The exchange traded fund “fee” war has been in focus over the past year as sponsors have rallied for market share. While an expense ratio is a big consideration for investors, it should not be the deciding factor.

“In ranking equity and fixed income ETFs, S&P Capital IQ uses three cost factors to provide insight into how an ETF compares to its asset class. The gross expense ratio is supported by the aforementioned bid-ask spread and the 5-day average price-to-NAV. On the MarketScope Advisor platform, users can see these metrics as well as whether they contribute favorably or unfavorably to the overall ETF ranking,” S&P Capital wrote in a recent note.

S&P Capital hosted two panels at the recent Pershing INSITE 2013 conference in Florida titled “Promising New Strategies in the World of ETFs”. The focus of discussion was the  metrics investors should use in order to sort through the 1,000 plus choices of ETFs on the market. Ryan Issakainen of First Trust and David Mazza of State Street Global Advisors were on hand to to give additional insight.
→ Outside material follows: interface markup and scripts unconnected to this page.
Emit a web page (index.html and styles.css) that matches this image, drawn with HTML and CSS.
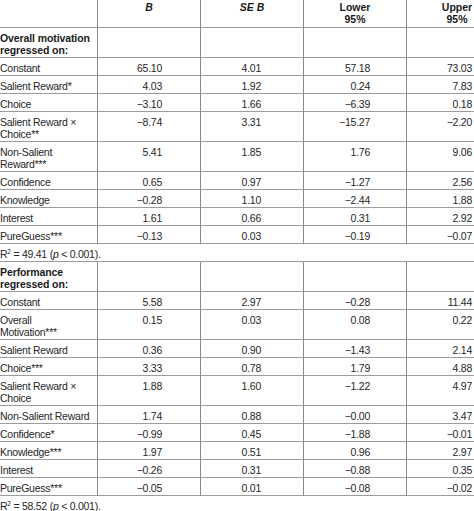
FILE: index.html
```html
<!DOCTYPE html>
<html lang="en">
<head>
<meta charset="utf-8">
<title>Regression table</title>
<link rel="stylesheet" href="styles.css">
</head>
<body>
<div class="tbl">
  <div class="row head">
    <div class="c"></div>
    <div class="c"><b><i>B</i></b></div>
    <div class="c"><b><i>SE B</i></b></div>
    <div class="c"><b>Lower<br>95%</b></div>
    <div class="c"><b>Upper<br>95%</b></div>
  </div>

  <div class="row sec">
    <div class="c"><b>Overall motivation<br>regressed on:</b></div>
    <div class="c"></div><div class="c"></div><div class="c"></div><div class="c"></div>
  </div>
  <div class="row"><div class="c">Constant</div><div class="c">65.10</div><div class="c">4.01</div><div class="c">57.18</div><div class="c">73.03</div></div>
  <div class="row"><div class="c">Salient Reward*</div><div class="c">4.03</div><div class="c">1.92</div><div class="c">0.24</div><div class="c">7.83</div></div>
  <div class="row"><div class="c">Choice</div><div class="c">−3.10</div><div class="c">1.66</div><div class="c">−6.39</div><div class="c">0.18</div></div>
  <div class="row"><div class="c">Salient Reward ×<br>Choice**</div><div class="c">−8.74</div><div class="c">3.31</div><div class="c">−15.27</div><div class="c">−2.20</div></div>
  <div class="row"><div class="c">Non-Salient<br>Reward***</div><div class="c">5.41</div><div class="c">1.85</div><div class="c">1.76</div><div class="c">9.06</div></div>
  <div class="row"><div class="c">Confidence</div><div class="c">0.65</div><div class="c">0.97</div><div class="c">−1.27</div><div class="c">2.56</div></div>
  <div class="row"><div class="c">Knowledge</div><div class="c">−0.28</div><div class="c">1.10</div><div class="c">−2.44</div><div class="c">1.88</div></div>
  <div class="row"><div class="c">Interest</div><div class="c">1.61</div><div class="c">0.66</div><div class="c">0.31</div><div class="c">2.92</div></div>
  <div class="row"><div class="c">PureGuess***</div><div class="c">−0.13</div><div class="c">0.03</div><div class="c">−0.19</div><div class="c">−0.07</div></div>
  <div class="row"><div class="c note">R<sup>2</sup> = 49.41 (<i>p</i> &lt; 0.001).</div></div>

  <div class="row sec">
    <div class="c"><b>Performance<br>regressed on:</b></div>
    <div class="c"></div><div class="c"></div><div class="c"></div><div class="c"></div>
  </div>
  <div class="row"><div class="c">Constant</div><div class="c">5.58</div><div class="c">2.97</div><div class="c">−0.28</div><div class="c">11.44</div></div>
  <div class="row"><div class="c">Overall<br>Motivation***</div><div class="c">0.15</div><div class="c">0.03</div><div class="c">0.08</div><div class="c">0.22</div></div>
  <div class="row"><div class="c">Salient Reward</div><div class="c">0.36</div><div class="c">0.90</div><div class="c">−1.43</div><div class="c">2.14</div></div>
  <div class="row"><div class="c">Choice***</div><div class="c">3.33</div><div class="c">0.78</div><div class="c">1.79</div><div class="c">4.88</div></div>
  <div class="row"><div class="c">Salient Reward ×<br>Choice</div><div class="c">1.88</div><div class="c">1.60</div><div class="c">−1.22</div><div class="c">4.97</div></div>
  <div class="row"><div class="c">Non-Salient Reward</div><div class="c">1.74</div><div class="c">0.88</div><div class="c">−0.00</div><div class="c">3.47</div></div>
  <div class="row"><div class="c">Confidence*</div><div class="c">−0.99</div><div class="c">0.45</div><div class="c">−1.88</div><div class="c">−0.01</div></div>
  <div class="row"><div class="c">Knowledge***</div><div class="c">1.97</div><div class="c">0.51</div><div class="c">0.96</div><div class="c">2.97</div></div>
  <div class="row"><div class="c">Interest</div><div class="c">−0.26</div><div class="c">0.31</div><div class="c">−0.88</div><div class="c">0.35</div></div>
  <div class="row"><div class="c">PureGuess***</div><div class="c">−0.05</div><div class="c">0.01</div><div class="c">−0.08</div><div class="c">−0.02</div></div>
  <div class="row"><div class="c note">R<sup>2</sup> = 58.52 (<i>p</i> &lt; 0.001).</div></div>
</div>
</body>
</html>
```

FILE: styles.css
```css
html, body {
  margin: 0;
  padding: 0;
  overflow: hidden;
  background: #ffffff;
}

body {
  font-family: "Liberation Sans", Arial, sans-serif;
  font-size: 10.5px;
  letter-spacing: -0.25px;
  color: #262626;
}

.tbl {
  display: grid;
  grid-template-columns: 98px 103px 103px 103px 100px;
  margin-top: -2px;
  width: 507px;
}

.row {
  display: contents;
}

.c {
  padding: 3.5px 0 1.5px;
  line-height: 12px;
  border-bottom: 1px solid #9c9c9c;
  border-right: 1px solid #8a8a8a;
  white-space: nowrap;
  text-align: right;
}

.row > .c:first-child {
  text-align: left;
  padding-left: 0;
}

.row > .c:nth-child(2) { padding-right: 38px; }
.row > .c:nth-child(3) { padding-right: 42px; }
.row > .c:nth-child(4) { padding-right: 36px; }
.row > .c:nth-child(5) { padding-right: 35px; border-right: none; }

.head > .c {
  text-align: center;
  letter-spacing: 0;
  color: #1a1a1a;
  padding-top: 2.5px;
  padding-bottom: 2.5px;
}
.head > .c:nth-child(2),
.head > .c:nth-child(3),
.head > .c:nth-child(4),
.head > .c:nth-child(5) {
  padding-right: 0;
}

.sec > .c {
  color: #1a1a1a;
  letter-spacing: -0.1px;
}

.c.note {
  grid-column: 1 / -1;
  border-right: none;
  text-align: left;
}

sup {
  font-size: 6.5px;
  line-height: 0;
  vertical-align: 4px;
}
```
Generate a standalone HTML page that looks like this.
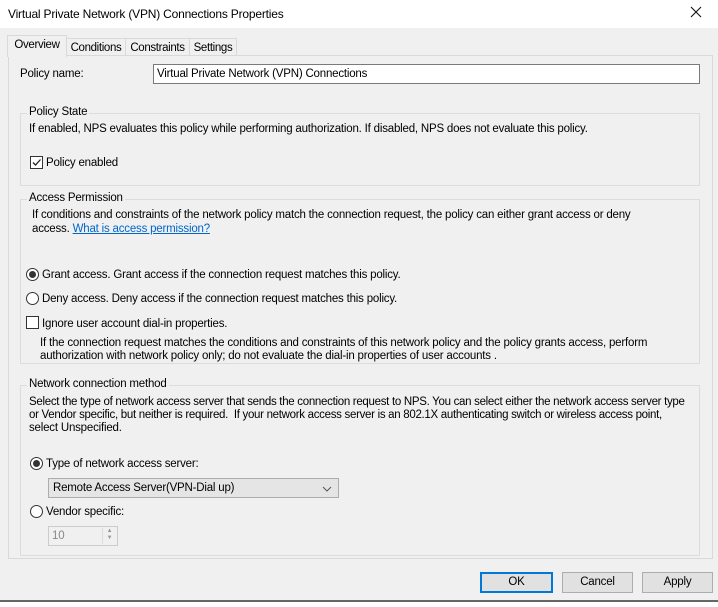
<!DOCTYPE html>
<html><head><meta charset="utf-8"><style>
*{box-sizing:border-box;margin:0;padding:0}
body{width:718px;height:607px;background:#f0f0f0;font-family:"Liberation Sans",sans-serif;font-size:11.5px;color:#000;position:relative;overflow:hidden;letter-spacing:-0.2px}
.a{position:absolute;white-space:nowrap}
.title{left:0;top:0;width:718px;height:28px;background:#fff}
.grp{position:absolute;border:1px solid #dcdcdc;}
.lg{position:absolute;background:#f0f0f0;padding:0 2px;top:-8px;left:6px;color:#000}
.rb{position:absolute;width:13px;height:13px;border:1px solid #333;border-radius:50%;background:#fff}
.rb.on::after{content:"";position:absolute;left:2px;top:2px;width:7px;height:7px;border-radius:50%;background:#333}
.cb{position:absolute;width:13px;height:13px;border:1px solid #333;background:#fff}
.btn{position:absolute;height:21px;background:#e1e1e1;border:1px solid #adadad;text-align:center;line-height:19px}
.tab{position:absolute;top:38px;height:18px;border:1px solid #d9d9d9;border-bottom:none;text-align:center;padding-top:3px;letter-spacing:-0.35px}
</style></head><body>
<div class="a title"></div>
<div class="a" style="left:8px;top:7px;font-size:12px">Virtual Private Network (VPN) Connections Properties</div>
<svg class="a" style="left:690px;top:6px" width="12" height="12"><path d="M1 1 L11 11 M11 1 L1 11" stroke="#111" stroke-width="1.1"/></svg>

<div class="a" style="left:8px;top:55px;width:705px;height:504px;border:1px solid #d9d9d9;background:#f0f0f0"></div>
<div class="tab" style="left:66px;width:60px">Conditions</div>
<div class="tab" style="left:125px;width:65px">Constraints</div>
<div class="tab" style="left:189px;width:48px">Settings</div>
<div class="tab" style="left:7px;top:35px;height:22px;width:60px;background:#f0f0f0">Overview</div>

<div class="a" style="left:20px;top:68px">Policy name:</div>
<div class="a" style="left:153px;top:64px;width:547px;height:20px;border:1px solid #7a7a7a;background:#fff;padding:3px 0 0 3px">Virtual Private Network (VPN) Connections</div>

<div class="grp" style="left:20px;top:113px;width:680px;height:73px">
<div class="lg">Policy State</div></div>
<div class="a" style="left:29px;top:123px">If enabled, NPS evaluates this policy while performing authorization. If disabled, NPS does not evaluate this policy.</div>
<div class="cb" style="left:30px;top:156px"><svg width="11" height="11" style="position:absolute;left:0;top:0"><path d="M2 5.5 L4.5 8 L9.5 2.5" stroke="#222" stroke-width="1.3" fill="none"/></svg></div>
<div class="a" style="left:46px;top:157px">Policy enabled</div>

<div class="grp" style="left:20px;top:199px;width:680px;height:165px">
<div class="lg">Access Permission</div></div>
<div class="a" style="left:32px;top:209px">If conditions and constraints of the network policy match the connection request, the policy can either grant access or deny</div>
<div class="a" style="left:32px;top:223px">access. <span style="color:#0066cc;text-decoration:underline">What is access permission?</span></div>
<div class="rb on" style="left:26px;top:268px"></div>
<div class="a" style="left:42px;top:269px">Grant access. Grant access if the connection request matches this policy.</div>
<div class="rb" style="left:26px;top:292px"></div>
<div class="a" style="left:42px;top:293px">Deny access. Deny access if the connection request matches this policy.</div>
<div class="cb" style="left:26px;top:316px"></div>
<div class="a" style="left:42px;top:318px">Ignore user account dial-in properties.</div>
<div class="a" style="left:40px;top:337px">If the connection request matches the conditions and constraints of this network policy and the policy grants access, perform</div>
<div class="a" style="left:40px;top:350px">authorization with network policy only; do not evaluate the dial-in properties of user accounts .</div>

<div class="grp" style="left:20px;top:385px;width:680px;height:171px">
<div class="lg">Network connection method</div></div>
<div class="a" style="left:29px;top:396px;letter-spacing:-0.3px">Select the type of network access server that sends the connection request to NPS. You can select either the network access server type</div>
<div class="a" style="left:29px;top:409px;letter-spacing:-0.3px">or Vendor specific, but neither is required.&nbsp; If your network access server is an 802.1X authenticating switch or wireless access point,</div>
<div class="a" style="left:29px;top:422px">select Unspecified.</div>
<div class="rb on" style="left:30px;top:457px"></div>
<div class="a" style="left:46px;top:458px">Type of network access server:</div>
<div class="a" style="left:48px;top:478px;width:291px;height:20px;background:#e5e5e5;border:1px solid #adadad;padding:3px 0 0 4px">Remote Access Server(VPN-Dial up)
<svg width="10" height="6" style="position:absolute;right:6px;top:7px"><path d="M1 1 L5 5 L9 1" stroke="#555" fill="none"/></svg></div>
<div class="rb" style="left:30px;top:505px"></div>
<div class="a" style="left:46px;top:506px">Vendor specific:</div>
<div class="a" style="left:48px;top:526px;width:70px;height:20px;border:1px solid #ccc;background:#f0f0f0;color:#888;padding:3px 0 0 3px">10
<div style="position:absolute;right:1px;top:1px;width:14px;height:16px;border-left:1px solid #ddd;font-size:6px;line-height:7px;text-align:center;color:#999">▲<br>▼</div></div>

<div class="btn" style="left:480px;top:572px;width:73px;border:2px solid #0078d7;line-height:17px">OK</div>
<div class="btn" style="left:562px;top:572px;width:71px">Cancel</div>
<div class="btn" style="left:642px;top:572px;width:71px">Apply</div>
<div class="a" style="left:0;top:600px;width:718px;height:2px;background:#666"></div>
<div class="a" style="left:0;top:602px;width:718px;height:5px;background:#fff"></div>
</body></html>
Many ETF providers have substantially lowered the cost of owning an ETF in an effort to keep up with current industry trends. Commission-free trading platforms have also been a popular offer for various brokerage houses. Experts warn that costs should never be the only deciding factor when selecting an ETF. Stock selection and weighting within a benchmark are more important since this influences performance. For instance, an ETF could cost more than a similar fund, but may outperform the other due to sector or stock choice. This ETF will give back more than what could have been saved with a lower expense ratio due to outperformance. In fact, some ETF sponsors may use a low expense ratio as a selling point in order to gather more assets under management. [Cost Matters with ETFs: Vanguard Report]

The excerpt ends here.